I have an ITEMS table with ITEM_ID and GROUP_ID, and GRP table with GROUP_ID and GROUP_NAME
Sometimes there are missing ITEM_ID's within a min and max (not all groups start at 1 unfortunately) and they are VARCHAR
I want to be able to search by GROUP_NAME for missing ITEM_ID's
I've been trying to use:
with nums as (
SELECT
seq4() 1 as id
from table(generator(rowcount => 10))
)
SELECT nums.id
To get a list of 1 to however many rows, but need this to be a min and max for what the ITEM_ID is. I tried to put in a CAST or even just a min(item.ITEM_ID) but am running into issues because the ITEMS table is already huge, hence the sorting by GROUP_NAME
I'm sorry I don't have a lot of code examples, because I mostly can't get anything to run. But here is how I have been joining the ITEMS and GRP tables to search by name:
SELECT
item.NAME, item.ITEM_ID, grp.NAME
FROM
API_ITEMS item
LEFT JOIN API_GROUPS grp ON item.group_id = grp.id
WHERE
grp.NAME = 'silverware'
GROUP by item.ITEM_ID ASC
I figure a lot of this is just because I'm super green with sql, but basically I'm trying to search GROUP_NAME of ITEMS to find missing ITEM_IDS
In my API_ITEMS table I have all items of all groups, I want to filter by just the grp.NAME, and find which ITEM_IDs are missing from the min(item.ITEM_ID), max(item.ITEM_ID). Not sure if I need to CAST as INT for the min/max, or if varchar works here just the same. I was thinking if I could join it to a seq4() that goes from min -> max, i could find null entries where there is a seq4() entry but no ITEM_ID entry
1 Example of this is a joined table I have with
ITEM_ID grp.NAME
1 silverware
2 silverware
3 silverware
4 silverware
5000 silverware
I've found a gap script that will output gap starts at 5, ends at 4999, but that didn't work all of my grp.NAME
In this example, what my thoughts are is that I can create a seq4() as nums table of 5000 items. Join the item table on item.ITEM_ID = nums.ID to have a
nums.ID ITEM_ID
1 1
2 2
3 3
4 4
5 null
6 null
...
5000 5000
I'd like an output where it is each ITEM.ID that is missing e.g.
MISSING_ITEM_ID
5
6
7
...
4999
Thanks to anyone that's willing to pick this up, hold my hand, and help me out here.
I'm on snowflake, I don't have access to Tally tables...

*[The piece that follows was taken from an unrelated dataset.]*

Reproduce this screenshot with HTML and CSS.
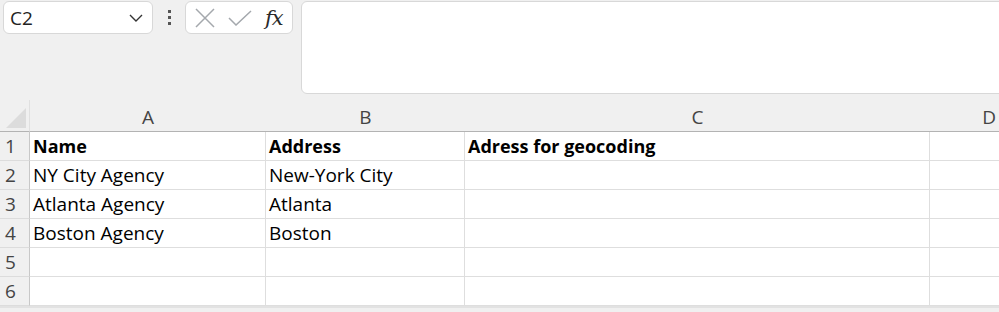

CodePudding user response:
So following your example, I have made some CTE's (that could be tables, but they are interchangeable), have chosen smaller number ranges just so the output is not too long
with items(item_id, item_name, group_id ) as (
select * from values
(1, 'item1', 100),
(2, 'item2', 100),
(3, 'item3', 100),
(4, 'item4', 100),
(9, 'item31', 100),
(1, 'item1-101', 101)
), groups(group_id, name) as (
select * from values
(100, 'silverware'),
(101, 'leadware')
)
and joining those to find the 'silverware' item, like you have
select i.item_id,
i.item_name,
g.name
from items as i
join groups as g
on i.group_id = g.group_id
where g.name = 'silverware'
gives:
ITEM_ID | ITEM_NAME | NAME |
---|---|---|
1 | item1 | silverware |
2 | item2 | silverware |
3 | item3 | silverware |
4 | item4 | silverware |
9 | item31 | silverware |
now you want a CTE with a range of numbers, for this you must use a ROW_NUMBER function as SEQx() can have gaps in the output, if you want just different numbers that go upwards SEQ is faster, but if you want to have no holes, SEQ will burn you randomly.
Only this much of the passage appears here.